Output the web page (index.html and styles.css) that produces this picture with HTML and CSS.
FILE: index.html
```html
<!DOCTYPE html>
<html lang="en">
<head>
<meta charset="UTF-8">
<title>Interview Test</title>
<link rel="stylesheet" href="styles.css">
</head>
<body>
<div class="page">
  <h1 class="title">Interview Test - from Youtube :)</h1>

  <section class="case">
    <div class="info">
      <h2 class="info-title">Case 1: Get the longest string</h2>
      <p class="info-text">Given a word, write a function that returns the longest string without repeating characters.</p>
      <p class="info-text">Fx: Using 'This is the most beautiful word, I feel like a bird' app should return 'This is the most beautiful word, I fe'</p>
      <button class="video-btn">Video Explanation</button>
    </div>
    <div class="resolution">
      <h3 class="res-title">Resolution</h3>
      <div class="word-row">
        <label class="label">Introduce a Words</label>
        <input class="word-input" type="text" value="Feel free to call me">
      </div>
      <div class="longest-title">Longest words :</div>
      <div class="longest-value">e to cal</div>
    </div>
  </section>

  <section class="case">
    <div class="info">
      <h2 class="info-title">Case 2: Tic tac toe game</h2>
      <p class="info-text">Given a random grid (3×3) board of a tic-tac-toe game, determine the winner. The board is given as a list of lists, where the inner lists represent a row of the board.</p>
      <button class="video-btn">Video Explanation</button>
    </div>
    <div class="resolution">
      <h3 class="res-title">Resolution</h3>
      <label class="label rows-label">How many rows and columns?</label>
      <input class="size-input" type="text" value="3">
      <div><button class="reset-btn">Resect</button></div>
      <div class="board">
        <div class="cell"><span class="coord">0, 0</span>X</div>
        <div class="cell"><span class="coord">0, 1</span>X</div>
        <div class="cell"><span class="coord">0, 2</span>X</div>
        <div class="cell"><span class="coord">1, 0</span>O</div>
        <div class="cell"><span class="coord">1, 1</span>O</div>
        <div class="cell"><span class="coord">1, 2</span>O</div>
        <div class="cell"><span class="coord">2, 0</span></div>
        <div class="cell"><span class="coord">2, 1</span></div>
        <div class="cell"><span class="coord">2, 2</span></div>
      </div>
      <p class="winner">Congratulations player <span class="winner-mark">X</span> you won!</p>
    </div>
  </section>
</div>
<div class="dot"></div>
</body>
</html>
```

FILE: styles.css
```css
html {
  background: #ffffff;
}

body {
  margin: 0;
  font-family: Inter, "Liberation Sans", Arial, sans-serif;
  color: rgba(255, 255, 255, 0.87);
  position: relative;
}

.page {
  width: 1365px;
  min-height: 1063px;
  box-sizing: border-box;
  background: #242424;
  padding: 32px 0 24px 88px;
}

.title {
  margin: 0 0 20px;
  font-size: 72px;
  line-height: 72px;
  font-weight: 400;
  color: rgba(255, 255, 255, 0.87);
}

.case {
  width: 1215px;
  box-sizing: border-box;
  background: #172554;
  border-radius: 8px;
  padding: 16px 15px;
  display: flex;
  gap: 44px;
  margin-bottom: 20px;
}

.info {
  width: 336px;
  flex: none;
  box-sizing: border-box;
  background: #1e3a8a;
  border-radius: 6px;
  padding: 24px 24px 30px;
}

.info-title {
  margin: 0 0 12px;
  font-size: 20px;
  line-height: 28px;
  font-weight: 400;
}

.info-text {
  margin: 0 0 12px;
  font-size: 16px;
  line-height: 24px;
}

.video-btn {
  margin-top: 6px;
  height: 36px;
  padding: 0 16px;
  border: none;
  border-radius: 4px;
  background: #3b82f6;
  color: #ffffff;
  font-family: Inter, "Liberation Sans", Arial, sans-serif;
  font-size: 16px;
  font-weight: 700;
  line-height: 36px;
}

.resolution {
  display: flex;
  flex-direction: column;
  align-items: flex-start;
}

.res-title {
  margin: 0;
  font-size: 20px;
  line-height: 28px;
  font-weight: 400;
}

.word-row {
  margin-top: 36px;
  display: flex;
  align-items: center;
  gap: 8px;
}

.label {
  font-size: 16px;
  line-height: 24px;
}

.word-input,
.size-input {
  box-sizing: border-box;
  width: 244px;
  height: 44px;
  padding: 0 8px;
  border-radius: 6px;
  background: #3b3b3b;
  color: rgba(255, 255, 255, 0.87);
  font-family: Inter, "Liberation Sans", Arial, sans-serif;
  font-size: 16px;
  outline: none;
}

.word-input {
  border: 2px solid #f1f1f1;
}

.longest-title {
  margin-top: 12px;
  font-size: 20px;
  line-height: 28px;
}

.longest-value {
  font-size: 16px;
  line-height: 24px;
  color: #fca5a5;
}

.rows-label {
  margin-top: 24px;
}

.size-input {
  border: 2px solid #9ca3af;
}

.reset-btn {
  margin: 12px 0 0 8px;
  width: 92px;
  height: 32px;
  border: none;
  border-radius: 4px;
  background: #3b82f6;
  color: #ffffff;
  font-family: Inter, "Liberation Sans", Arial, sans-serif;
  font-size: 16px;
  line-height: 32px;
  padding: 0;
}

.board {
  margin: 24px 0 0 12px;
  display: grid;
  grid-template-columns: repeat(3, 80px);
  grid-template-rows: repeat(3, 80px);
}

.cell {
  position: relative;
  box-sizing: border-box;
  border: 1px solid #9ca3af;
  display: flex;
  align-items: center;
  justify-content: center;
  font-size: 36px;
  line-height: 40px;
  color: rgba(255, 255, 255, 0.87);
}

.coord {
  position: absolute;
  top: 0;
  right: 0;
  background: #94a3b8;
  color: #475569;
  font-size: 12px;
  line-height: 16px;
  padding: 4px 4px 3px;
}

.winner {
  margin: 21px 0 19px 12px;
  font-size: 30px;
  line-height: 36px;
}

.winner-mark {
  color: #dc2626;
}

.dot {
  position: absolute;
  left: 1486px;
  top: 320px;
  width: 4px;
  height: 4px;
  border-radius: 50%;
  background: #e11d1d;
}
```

_____

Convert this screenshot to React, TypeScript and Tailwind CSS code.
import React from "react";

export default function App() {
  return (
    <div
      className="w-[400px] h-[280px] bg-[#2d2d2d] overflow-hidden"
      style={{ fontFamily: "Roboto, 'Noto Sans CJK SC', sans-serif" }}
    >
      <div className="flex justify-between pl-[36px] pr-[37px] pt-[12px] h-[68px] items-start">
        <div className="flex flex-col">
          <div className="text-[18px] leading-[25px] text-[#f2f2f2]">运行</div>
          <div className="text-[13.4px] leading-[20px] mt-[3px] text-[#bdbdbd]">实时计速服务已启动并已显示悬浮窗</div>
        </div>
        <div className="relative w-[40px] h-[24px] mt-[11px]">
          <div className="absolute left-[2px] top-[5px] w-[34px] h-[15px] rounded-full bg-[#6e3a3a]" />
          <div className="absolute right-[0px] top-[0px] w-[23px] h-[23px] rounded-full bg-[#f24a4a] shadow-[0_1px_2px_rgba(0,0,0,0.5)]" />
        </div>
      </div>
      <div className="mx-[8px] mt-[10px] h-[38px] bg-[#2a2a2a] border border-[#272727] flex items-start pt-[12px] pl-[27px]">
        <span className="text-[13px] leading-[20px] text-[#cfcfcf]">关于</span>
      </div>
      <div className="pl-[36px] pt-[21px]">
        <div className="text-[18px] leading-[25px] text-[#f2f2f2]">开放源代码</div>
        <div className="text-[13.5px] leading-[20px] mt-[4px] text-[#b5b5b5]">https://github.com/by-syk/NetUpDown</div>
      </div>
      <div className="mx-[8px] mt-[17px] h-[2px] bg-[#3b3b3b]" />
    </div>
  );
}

_____

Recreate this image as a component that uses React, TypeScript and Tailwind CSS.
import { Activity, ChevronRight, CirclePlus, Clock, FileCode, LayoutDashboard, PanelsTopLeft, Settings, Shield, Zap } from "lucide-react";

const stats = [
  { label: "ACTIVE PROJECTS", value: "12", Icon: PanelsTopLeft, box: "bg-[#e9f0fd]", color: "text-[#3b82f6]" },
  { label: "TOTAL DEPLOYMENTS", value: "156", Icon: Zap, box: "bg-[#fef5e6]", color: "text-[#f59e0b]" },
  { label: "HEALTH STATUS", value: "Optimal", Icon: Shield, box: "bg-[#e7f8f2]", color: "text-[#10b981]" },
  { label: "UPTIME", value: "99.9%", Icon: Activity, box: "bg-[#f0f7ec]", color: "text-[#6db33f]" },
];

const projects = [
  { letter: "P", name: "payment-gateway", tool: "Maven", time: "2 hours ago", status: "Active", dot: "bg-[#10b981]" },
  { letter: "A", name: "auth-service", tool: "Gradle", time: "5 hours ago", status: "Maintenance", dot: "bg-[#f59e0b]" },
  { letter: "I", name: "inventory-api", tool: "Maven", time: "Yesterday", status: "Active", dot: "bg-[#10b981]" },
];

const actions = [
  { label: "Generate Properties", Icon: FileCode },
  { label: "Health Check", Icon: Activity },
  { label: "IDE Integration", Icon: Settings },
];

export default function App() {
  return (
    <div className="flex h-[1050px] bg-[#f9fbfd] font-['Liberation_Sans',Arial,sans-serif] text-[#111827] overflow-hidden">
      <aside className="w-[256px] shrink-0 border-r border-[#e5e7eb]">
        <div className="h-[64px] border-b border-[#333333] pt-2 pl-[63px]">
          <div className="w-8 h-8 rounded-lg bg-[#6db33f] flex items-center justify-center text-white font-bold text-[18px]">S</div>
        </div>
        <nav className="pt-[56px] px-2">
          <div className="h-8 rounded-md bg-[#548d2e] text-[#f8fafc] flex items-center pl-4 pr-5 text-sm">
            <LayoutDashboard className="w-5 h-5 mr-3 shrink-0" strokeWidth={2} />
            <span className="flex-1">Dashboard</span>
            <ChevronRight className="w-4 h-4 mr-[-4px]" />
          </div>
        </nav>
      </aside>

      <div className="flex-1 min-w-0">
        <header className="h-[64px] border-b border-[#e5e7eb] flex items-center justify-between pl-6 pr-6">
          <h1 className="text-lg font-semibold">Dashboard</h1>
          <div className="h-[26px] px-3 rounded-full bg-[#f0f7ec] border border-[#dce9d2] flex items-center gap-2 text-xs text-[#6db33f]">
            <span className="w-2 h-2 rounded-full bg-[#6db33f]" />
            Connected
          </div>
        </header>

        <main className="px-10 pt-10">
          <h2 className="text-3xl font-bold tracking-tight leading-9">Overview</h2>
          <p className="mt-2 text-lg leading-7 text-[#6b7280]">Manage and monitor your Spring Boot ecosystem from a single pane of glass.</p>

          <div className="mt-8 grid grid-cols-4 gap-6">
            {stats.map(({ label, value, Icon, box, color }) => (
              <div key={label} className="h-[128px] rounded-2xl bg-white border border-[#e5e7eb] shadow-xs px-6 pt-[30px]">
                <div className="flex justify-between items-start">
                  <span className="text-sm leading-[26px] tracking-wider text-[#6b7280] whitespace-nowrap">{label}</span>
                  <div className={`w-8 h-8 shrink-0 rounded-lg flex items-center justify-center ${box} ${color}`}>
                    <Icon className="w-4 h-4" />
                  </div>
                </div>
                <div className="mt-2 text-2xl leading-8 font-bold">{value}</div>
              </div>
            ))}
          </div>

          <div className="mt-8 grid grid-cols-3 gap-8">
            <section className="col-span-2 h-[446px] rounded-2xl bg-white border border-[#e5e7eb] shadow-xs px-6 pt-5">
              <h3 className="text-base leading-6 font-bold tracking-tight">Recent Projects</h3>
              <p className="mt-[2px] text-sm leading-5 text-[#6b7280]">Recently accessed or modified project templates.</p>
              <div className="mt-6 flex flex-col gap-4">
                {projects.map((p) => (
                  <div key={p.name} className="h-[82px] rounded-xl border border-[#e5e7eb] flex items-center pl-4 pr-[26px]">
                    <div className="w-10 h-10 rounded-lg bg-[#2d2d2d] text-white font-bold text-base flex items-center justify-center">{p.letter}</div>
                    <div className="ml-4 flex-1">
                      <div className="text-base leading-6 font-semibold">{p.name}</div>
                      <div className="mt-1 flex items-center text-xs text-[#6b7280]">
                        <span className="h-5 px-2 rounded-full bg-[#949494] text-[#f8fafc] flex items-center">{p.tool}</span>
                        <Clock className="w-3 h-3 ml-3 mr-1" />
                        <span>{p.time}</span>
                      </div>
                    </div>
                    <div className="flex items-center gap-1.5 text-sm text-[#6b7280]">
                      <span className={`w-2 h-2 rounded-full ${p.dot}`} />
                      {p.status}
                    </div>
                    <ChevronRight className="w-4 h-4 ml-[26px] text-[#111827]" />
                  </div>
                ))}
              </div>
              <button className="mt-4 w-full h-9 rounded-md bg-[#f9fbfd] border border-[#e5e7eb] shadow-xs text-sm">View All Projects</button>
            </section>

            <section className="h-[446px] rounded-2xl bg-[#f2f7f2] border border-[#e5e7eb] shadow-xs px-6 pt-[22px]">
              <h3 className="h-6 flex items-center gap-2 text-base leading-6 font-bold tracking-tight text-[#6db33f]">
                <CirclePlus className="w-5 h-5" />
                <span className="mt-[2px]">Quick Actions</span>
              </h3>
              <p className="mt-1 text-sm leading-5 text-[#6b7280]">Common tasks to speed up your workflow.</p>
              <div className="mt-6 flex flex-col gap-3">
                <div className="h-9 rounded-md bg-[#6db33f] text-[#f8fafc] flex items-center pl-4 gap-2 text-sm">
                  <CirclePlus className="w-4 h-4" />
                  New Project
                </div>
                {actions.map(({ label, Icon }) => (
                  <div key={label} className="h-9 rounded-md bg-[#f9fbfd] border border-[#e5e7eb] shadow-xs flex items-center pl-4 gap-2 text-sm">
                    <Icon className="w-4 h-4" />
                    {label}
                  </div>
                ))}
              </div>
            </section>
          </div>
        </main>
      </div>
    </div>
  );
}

_____

Instructions to follow :: The lines to quote run from the one containing "Convert this screenshot" to the one containing "import React from". Quote them exactly, with both of those lines, and nothing else.

Expected answer ::
Convert this screenshot to React, TypeScript and Tailwind CSS code.
import React from "react";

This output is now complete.